Directory of Teaching Schools in North Dakota
Paying for Your Teaching Degree in North Dakota
Schools often provide scholarships based on academic merit or financial need, and some offer program-specific funding. Students should also look for awards from professional associations, regional programs, and private foundations. Military personnel and their dependants qualify for additional aid, and some scholarship programs support students from North Dakota and the surrounding states.
Learners should submit the Free Application for Federal Student Aid (FAFSA) as early as possible to determine their eligibility for federal financial assistance, which includes need-based grants and low-interest loans.
Because qualified faculty are an asset to schools, many districts have a budget for teachers' professional development. Practicing educators pursuing a graduate degree may receive tuition assistance or reimbursement from their employer. Additionally, educators teaching high-need subjects may qualify for federal loan forgiveness programs.
Loan Forgiveness for North Dakota Teachers
Loan forgiveness programs waive part or all of student debt for eligible teachers. These programs incentivise qualified educators to work in critical shortage areas. Many public school teachers qualify for loan forgiveness programs.
The Teacher Loan Forgiveness Program waives up to $17,500 of teachers' federal student loan balance. Teachers must work full time in a low-income school or educational service agency for at least five years.
The federal Public Service Loan Forgiveness Program provides partial loan forgiveness to full-time public sector employees who have made at least 120 qualifying payments toward their debt. Typically, teachers must work at least 10 years before qualifying for this program.
Scholarships for North Dakota Teaching Students
Many scholarships are made available to teaching students. Some scholarships are offered to state residents, while others are national or regional. Students pursuing an online teaching degree in North Dakota should consider the funding options below.
North Dakota State Student Incentive Grant $975 per semester
North Dakota Continuing Education Grant $1,200
Victor and Verna Johnson Scholarship $4,500
Teacher Education Assistance for College and Higher Education Grant $4,000
Job Outlook and Salary for Teachers in North Dakota
|Location||Employment||Annual Mean Wage|
The table above illustrates employment and mean salaries for preschool, kindergarten, primary, and secondary teachers in North Dakota and nationwide. Although the annual mean wage of North Dakota educators is lower than the national mean, individual salaries depend on factors including grade level, experience, and location.
For example, teachers in Bismarck, North Dakota's largest metropolitan area, earn an average annual salary of $51,290. Teachers in rural areas typically earn less, but many qualify for federal loan forgiveness programs.
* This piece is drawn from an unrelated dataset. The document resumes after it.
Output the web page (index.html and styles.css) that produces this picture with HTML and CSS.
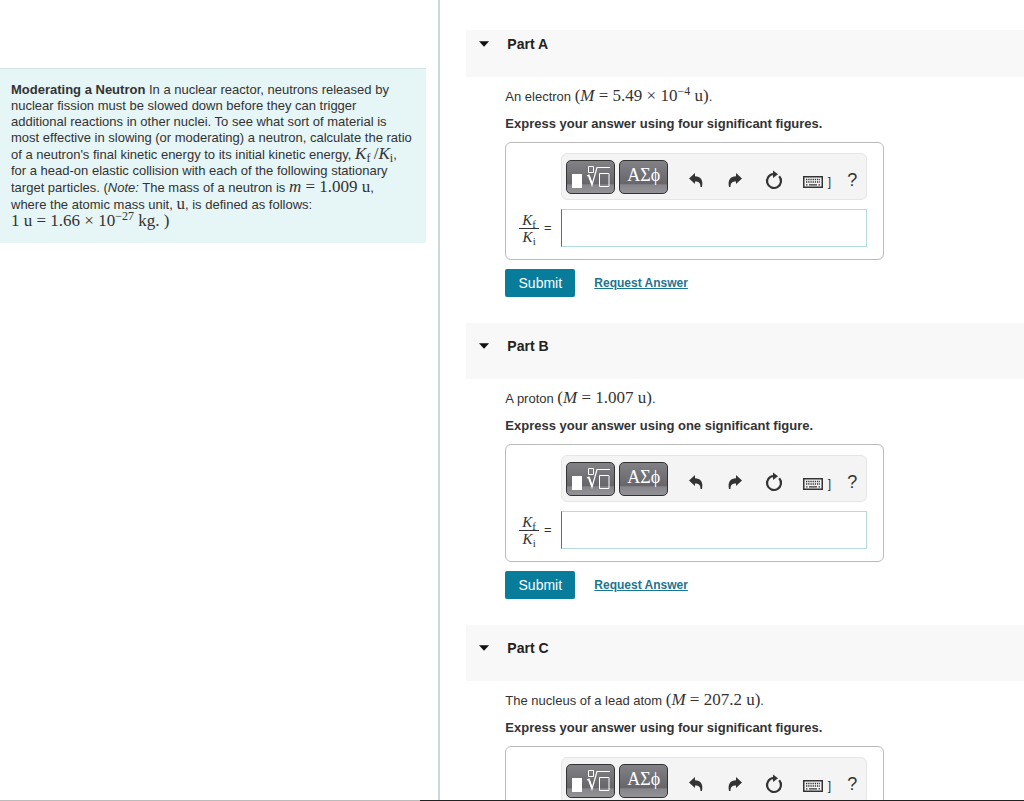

Grade level also impacts salary. Middle school teachers earn an average of $55,880 per year, whereas preschool teachers average $33,160 annually. Other factors that impact earning potential include degree level, employer type, and classroom experience.
|Elementary School Teachers||$51,090|
|Middle School Teachers||$55,880|
|Secondary School Teachers||$51,400|
Resources for Teachers in North Dakota
- North Dakota Department of Public Instruction (DPI) The North Dakota DPI monitors the performance and legal compliance of public school districts statewide. The superintendent oversees standards development, educator credentialing, and assessment data collection. This department provides information about North Dakota teaching requirements.
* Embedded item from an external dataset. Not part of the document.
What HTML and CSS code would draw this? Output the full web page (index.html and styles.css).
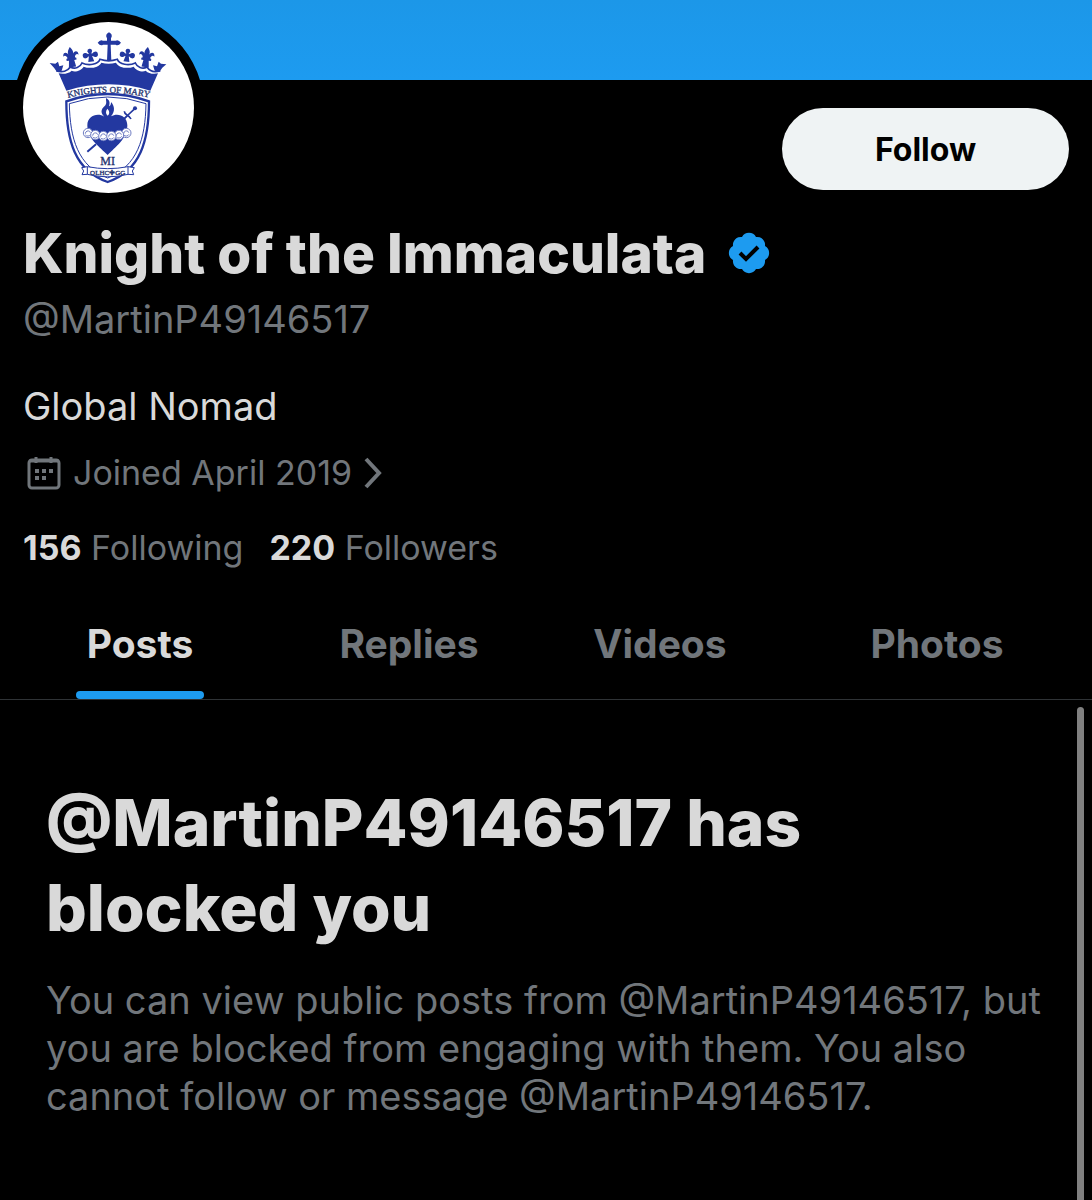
FILE: index.html
```html
<!DOCTYPE html>
<html lang="en">
  <head>
    <meta charset="UTF-8" />
    <meta name="viewport" content="width=device-width, initial-scale=1.0" />
    <title>Knight of the Immaculata (@MartinP49146517)</title>
    <link rel="stylesheet" href="styles.css">
  </head>
  <body>
    <div class="banner"></div>

    <header class="profile">
      <div class="profile-top">
        <div class="avatar">
          <svg viewBox="39 66 513 513" role="img" aria-label="Knights of Mary crest">
            <defs>
              <path id="motto" d="M168 295Q293 261 424 295" />
              <path id="lily" d="M0-34C7-25 11-17 5-8C10-24 24-22 23-8C19-13 13-10 11-2L15 0V6H8L11 26H-11L-8 6H-15V0L-11-2C-13-10-19-13-23-8C-24-22-10-24-5-8C-11-17-7-25 0-34Z" />
              <g id="clover">
                <circle cy="-12" r="7" />
                <circle cx="-15" r="8" />
                <circle cx="15" r="8" />
                <path d="M-3-12H3L4-4H14V4H5L9 20H-9L-5 4H-14V-4H-4Z" />
              </g>
              <g id="rose">
                <circle r="14" />
                <path d="M-8 2C-8-8 6-9 7-1M-8 6C-4 11 5 10 8 4" />
              </g>
            </defs>

            <!-- crown -->
            <g class="crest-fill">
              <path d="M146 220C160 223 176 221 185 212C194 218 214 212 221 200C238 207 266 204 274 188Q296 194 318 188C326 204 354 207 371 200C378 212 398 218 407 212C416 221 430 223 444 220L421 272Q296 234 169 272Z" />
              <path d="M291 182L293 134H279Q271 139 263 128Q271 117 279 122H291V115Q284 103 297 97Q310 103 303 115V122H317Q325 117 333 128Q325 139 317 134H302L304 182Z" />
              <use href="#lily" transform="translate(184 175) rotate(-8)" />
              <use href="#lily" transform="translate(409 175) rotate(8)" />
              <use href="#clover" transform="translate(241 165) rotate(-8)" />
              <use href="#clover" transform="translate(352 165) rotate(8)" />
              <path d="M119 189L136 191L144 185L148 199L160 196L155 212L141 216L132 203Z" />
              <path d="M469 193L453 191L446 185L441 199L429 196L434 212L448 216L457 203Z" />
            </g>
            <path class="crest-line" d="M139 212C157 219 173 213 181 201C195 209 211 201 216 189C235 198 265 194 270 178Q296 187 322 178C327 194 357 198 376 189C381 201 397 209 411 201C419 213 433 219 451 212" />

            <text class="crest-text crest-motto"><textPath href="#motto" startOffset="50%">KNIGHTS OF MARY</textPath></text>

            <!-- shield -->
            <path class="crest-shield" d="M169 304Q293 260 417 304C417 421 392 512 293 546C194 512 169 421 169 304Z" />
            <path class="crest-line thin" d="M178 311Q293 271 408 311C406 415 383 498 293 534C203 498 180 415 178 311Z" />

            <!-- sword -->
            <path class="crest-blade" d="M232 455L258 433M337 362L352 347" />
            <path class="crest-line" d="M343 334C343 346 356 343 363 357M354 345L372 328" />
            <circle class="crest-fill" cx="375" cy="325" r="6" />

            <!-- heart -->
            <path class="crest-fill" d="M283 350C266 334 279 322 285 317C292 309 287 302 288 294C302 301 299 312 297 319C302 317 303 312 303 306C314 318 316 334 303 349C324 337 352 348 352 376C352 417 316 441 293 465C269 441 232 417 232 376C232 347 263 337 283 350ZM292 326C286 334 287 342 293 347C300 341 299 333 292 326Z" />
            <g class="crest-rose">
              <use href="#rose" x="234" y="399" />
              <use href="#rose" x="349" y="399" />
              <use href="#rose" x="256" y="405" />
              <use href="#rose" x="327" y="405" />
              <use href="#rose" x="280" y="408" />
              <use href="#rose" x="304" y="408" />
            </g>

            <text class="crest-text crest-mi" x="293" y="496">MI</text>

            <!-- ribbon -->
            <path class="crest-ribbon" d="M215 503L232 500Q293 512 354 500L373 503L367 513L371 524L354 523Q293 538 232 523L216 524L221 513Z" />
            <path class="crest-line thin" d="M232 500V523M354 500V523" />
            <text class="crest-text crest-ribbon-text" x="293" y="526">OLHC✚GG</text>
          </svg>
        </div>
        <button type="button" class="follow-btn">Follow</button>
      </div>

      <div class="name-row">
        <h1 class="name">Knight of the Immaculata</h1>
        <svg class="verified" viewBox="0 0 42 42" role="img" aria-label="Verified account">
          <path class="verified-badge" d="M14 5A8 8 0 0 1 28 5A8 8 0 0 1 37 14A8 8 0 0 1 37 28A8 8 0 0 1 28 37A8 8 0 0 1 14 37A8 8 0 0 1 5 28A8 8 0 0 1 5 14A8 8 0 0 1 14 5Z" />
          <path class="verified-check" d="M12 21L18 27L30 15" />
        </svg>
      </div>
      <p class="handle">@MartinP49146517</p>
      <p class="bio">Global Nomad</p>

      <a href="#" class="joined">
        <svg class="calendar" viewBox="0 0 34 34" aria-hidden="true">
          <rect x="2" y="4" width="30" height="28" rx="3" />
          <path d="M2 5H32M9 1V7M24 1V7" />
          <path class="calendar-dots" d="M8 13h4v4h-4zM15 13h4v4h-4zM22 13h4v4h-4zM8 20h4v4h-4zM15 20h4v4h-4z" />
        </svg>
        <span>Joined April 2019</span>
        <svg class="chevron" viewBox="0 0 18 32" aria-hidden="true">
          <path d="M2 2L15 16L2 30" />
        </svg>
      </a>

      <div class="stats">
        <a href="#"><strong>156</strong> Following</a>
        <a href="#"><strong>220</strong> Followers</a>
      </div>
    </header>

    <nav class="tabs">
      <a href="#" class="tab active">Posts</a>
      <a href="#" class="tab">Replies</a>
      <a href="#" class="tab">Videos</a>
      <a href="#" class="tab">Photos</a>
    </nav>

    <main class="blocked">
      <h2>@MartinP49146517 has blocked you</h2>
      <p>
        You can view public posts from @MartinP49146517, but you are blocked
        from engaging with them. You also cannot follow or message
        @MartinP49146517.
      </p>
      <div class="scroll-thumb"></div>
    </main>
  </body>
</html>
```
FILE: styles.css
```css
* {
  box-sizing: border-box;
  margin: 0;
  padding: 0;
}
body {
  display: flex;
  flex-direction: column;
  min-height: 100vh;
  background-color: #000;
  color: #d9d9d9;
  font-family: Inter, "Liberation Sans", sans-serif;
  font-size: 38px;
  line-height: 48px;
}
a {
  color: inherit;
  text-decoration: none;
}

.banner {
  height: 80px;
  background: linear-gradient(#1c97e8, #1d9bf0);
}

/* profile */
.profile {
  padding: 0 23px;
}
.profile-top {
  display: flex;
  justify-content: space-between;
  align-items: flex-start;
}
.avatar {
  width: 191px;
  height: 191px;
  margin: -68px 0 0 -10px;
  border: 10px solid #000;
  border-radius: 50%;
  background-color: #000;
}
.avatar svg {
  display: block;
  border-radius: 50%;
  background-color: #fff;
}
.follow-btn {
  width: 287px;
  height: 82px;
  margin-top: 28px;
  border: none;
  border-radius: 41px;
  background-color: #eff3f4;
  color: #000;
  font-family: inherit;
  font-size: 32px;
  font-weight: 700;
  cursor: pointer;
}
.name-row {
  display: flex;
  align-items: center;
  gap: 22px;
  margin-top: 18px;
}
.name {
  font-size: 55px;
  font-weight: 800;
  line-height: 64px;
}
.verified {
  width: 42px;
  height: 42px;
}
.verified-badge {
  fill: #1d9bf0;
}
.verified-check {
  fill: none;
  stroke: #000;
  stroke-width: 4;
}
.handle {
  margin-top: 10px;
  color: #71767b;
}
.bio {
  margin-top: 39px;
}
.joined {
  display: flex;
  align-items: center;
  gap: 12px;
  margin-top: 21px;
  padding-left: 4px;
  color: #71767b;
  font-size: 34px;
  line-height: 44px;
}
.calendar {
  width: 34px;
  height: 34px;
  fill: none;
  stroke: currentColor;
  stroke-width: 3;
}
.calendar-dots {
  fill: currentColor;
  stroke: none;
}
.chevron {
  width: 18px;
  height: 32px;
  fill: none;
  stroke: currentColor;
  stroke-width: 4;
}
.stats {
  display: flex;
  gap: 26px;
  margin-top: 31px;
  color: #71767b;
  font-size: 34px;
  line-height: 44px;
}
.stats strong {
  color: #d9d9d9;
  font-weight: 700;
}

/* crest */
.crest-fill {
  fill: #2338a0;
}
.crest-line {
  fill: none;
  stroke: #2338a0;
  stroke-width: 5;
}
.crest-line.thin {
  stroke-width: 3;
}
.crest-shield {
  fill: #fff;
  stroke: #2338a0;
  stroke-width: 7;
}
.crest-blade {
  stroke: #2338a0;
  stroke-width: 6;
}
.crest-rose {
  fill: #fff;
  stroke: #6f7dc2;
  stroke-width: 3;
}
.crest-ribbon {
  fill: #fff;
  stroke: #2338a0;
  stroke-width: 3;
}
.crest-text {
  fill: #26346f;
  stroke: #26346f;
  font-family: "Liberation Serif", serif;
  text-anchor: middle;
}
.crest-motto {
  font-size: 27px;
}
.crest-mi {
  font-size: 36px;
}
.crest-ribbon-text {
  font-size: 21px;
}

/* tabs */
.tabs {
  display: grid;
  grid-template-columns: 280fr 258fr 244fr 310fr;
  margin-top: 18px;
  border-bottom: 1px solid #2f3336;
  color: #71767b;
  font-size: 39px;
  font-weight: 700;
}
.tab {
  position: relative;
  justify-self: center;
  padding: 32px 11px 31px;
}
.tab.active {
  color: #d9d9d9;
}
.tab.active::after {
  content: "";
  position: absolute;
  left: 0;
  right: 0;
  bottom: 0;
  height: 8px;
  border-radius: 4px;
  background-color: #1d9bf0;
}

/* blocked message */
.blocked {
  position: relative;
  flex: 1;
  padding: 80px 40px 78px 46px;
}
.blocked h2 {
  font-size: 64px;
  font-weight: 800;
  line-height: 85px;
}
.blocked p {
  margin-top: 26px;
  color: #71767b;
}
.scroll-thumb {
  position: absolute;
  top: 7px;
  right: 8px;
  bottom: 0;
  width: 7px;
  border-radius: 4px 4px 0 0;
  background-color: #808080;
}
```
- North Dakota Regional Education Association (NDREA) This association enforces professional development standards, implements regional and statewide education programs, and promotes research-based teaching practices. NDREA provides education professionals and students with information about North Dakota's public schools.
- North Dakota United This labor union is the result of a merger between the North Dakota Education Association and the North Dakota Public Employees Association. The organization provides administrative support, legislative representation, and professional development programs to education professionals. Members benefit from legal assistance, scholarship and grant application opportunities, and insurance programs.
- National Education Association (NEA) NEA promotes education reform as a solution to social injustice and economic inequality. Members attend annual conferences, participate in service events, and advocate for public school teachers and students. Member benefits include professional development resources, legal services, and access to education research.
- Association of American Educators (AAE) This association promotes a nonpartisan and student-centered approach to teacher representation and education improvement. AAE provides lesson plans, instructional tools, job listings, and professional development resources. The association offers scholarships for teachers seeking advanced education, as well as grants for purchasing classroom supplies.